As for all-new mechanics, we’re told that in addition to more of a focus on maintaining weapons and equipment in a realistic way, there’s a new scent mechanic that’ll see dogs able to track Ellie in a way that human NPCs can’t.
On the subject of enemy AI, Druckman reiterates that “the way they (human NPCs) communicate is much more sophisticated… We do that in order to make you feel it’s not just like an NPC or braindead obstacle.”
But you’ll be able to pick your way past enemies thanks to a more expansive level design this time around, we’re told.
“As you saw with Uncharted 4 and The Lost Legacy, we’re experimenting with much larger layouts,” Druckmann says. “We’re going to do that with this game, and find ways to use that to mirror the story. When we want the tension to drop, and we want you to think ‘What do I do next? What do I want to explore here?’ We have that.”
Finally, Druckmann details some of the technical achievements the team has been able to pull off from a graphical point of view. As with The Last of Us on PS3, it sounds as though we’re about to experience one of the PS4’s best-looking games.

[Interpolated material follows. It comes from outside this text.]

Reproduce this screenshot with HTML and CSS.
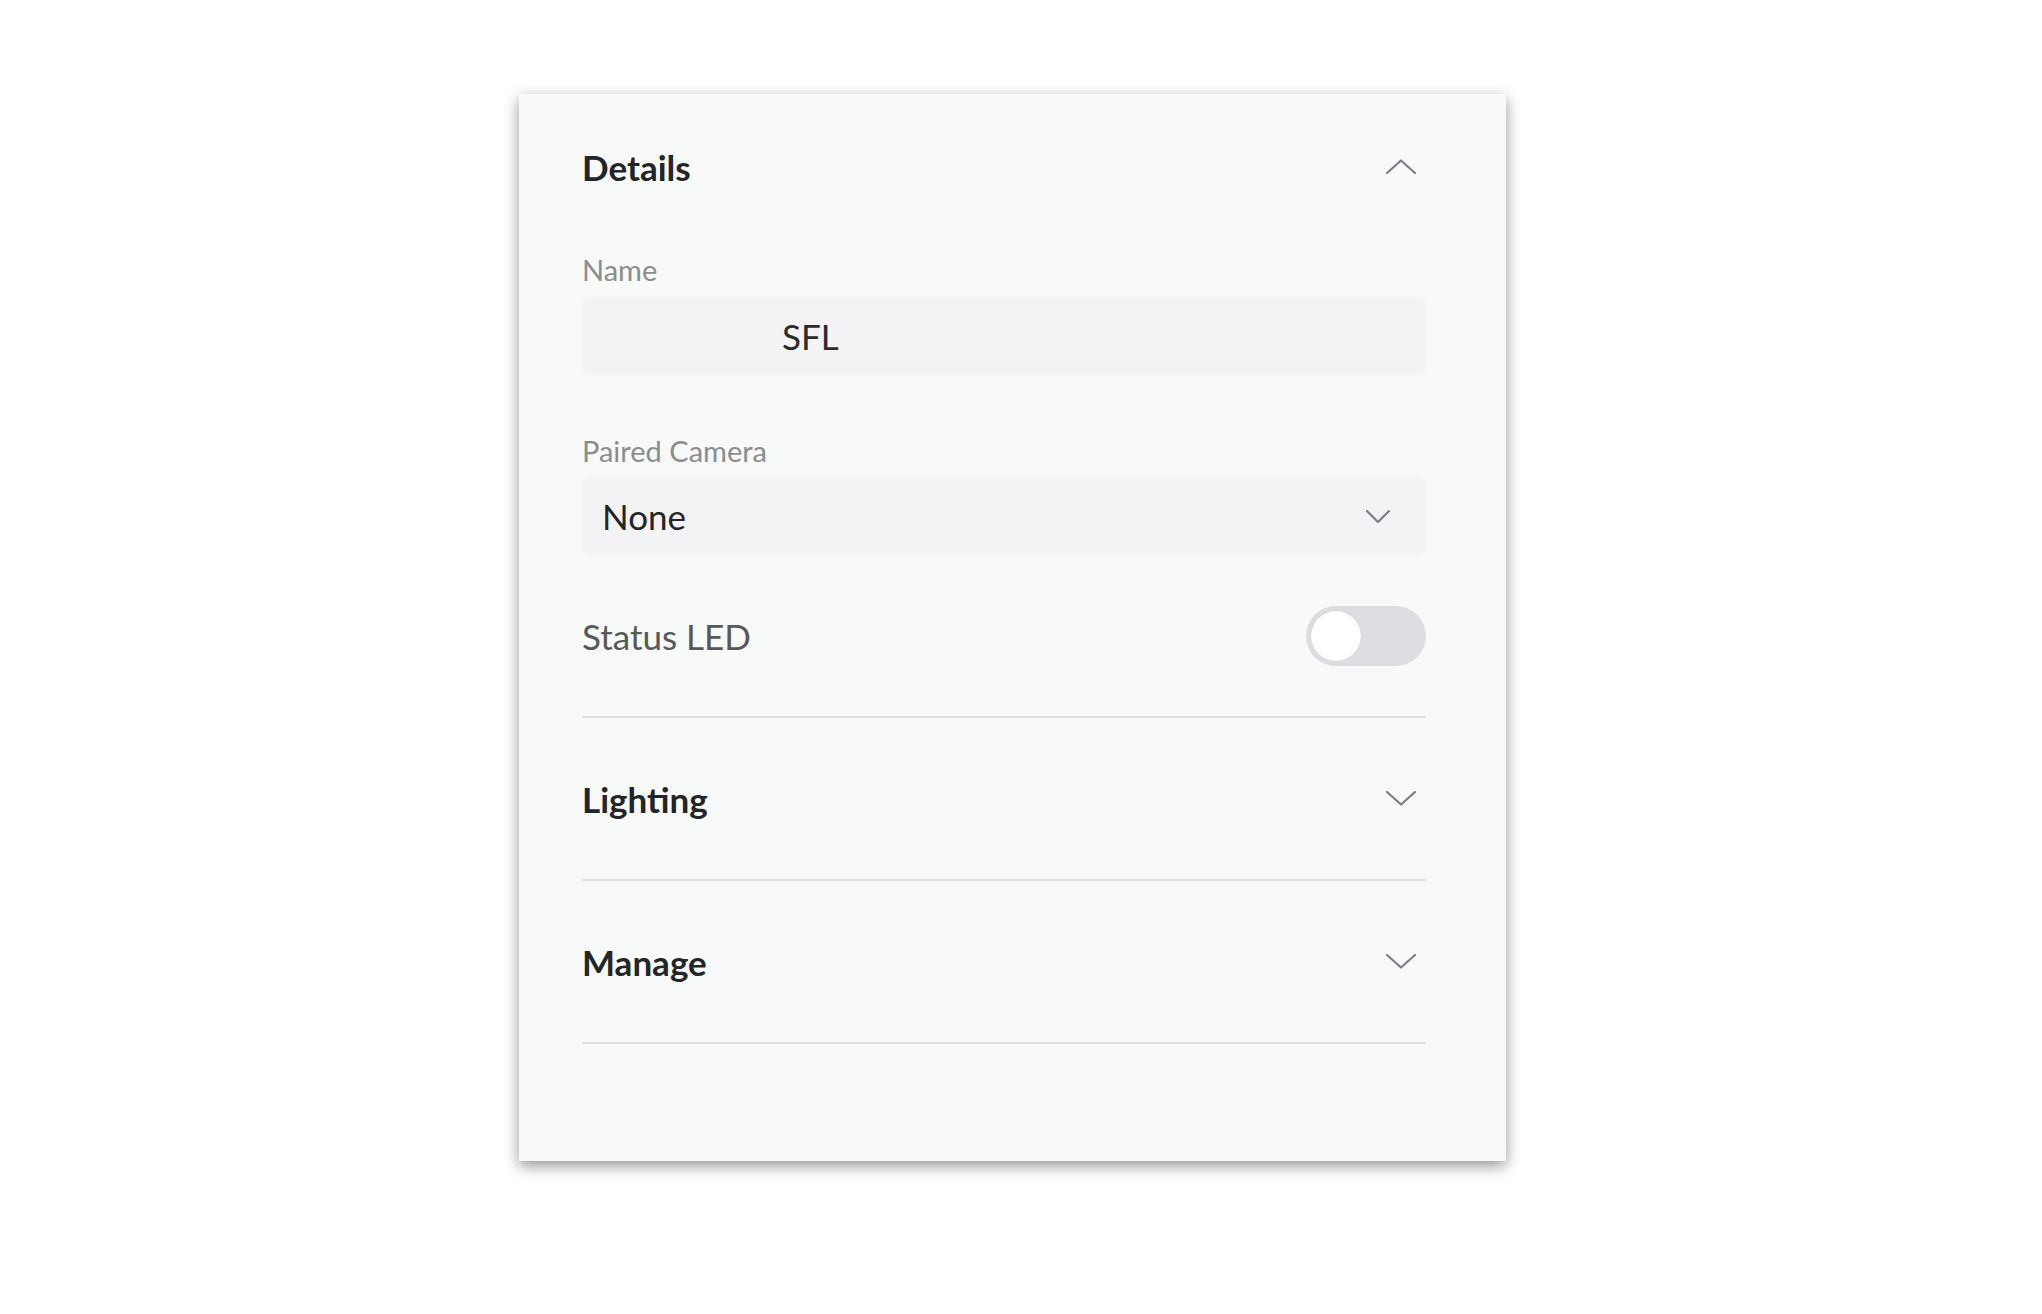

“Ellie has this whole new animation system called motion mapping. Not just Ellie, all the characters. It makes movement more responsive, but also more realistic at the same time.”
“The fidelity we can get in the faces and the motion capture — we can better translate what the actors are doing on stage into the game, and get these nuances so we can rely more on the way someone blinks or the way they squint instead of lines of dialogue. It allows the writing to be much more nuanced than it’s been before.”
In related The Last of Us news, Sony recently published a video that shows Ellie’s changing face as she matures from a young girl to maturity. It’s really quite interesting.
Last week, we discovered that more The Last of Us multiplayer is coming, but it won’t be included with the upcoming part II.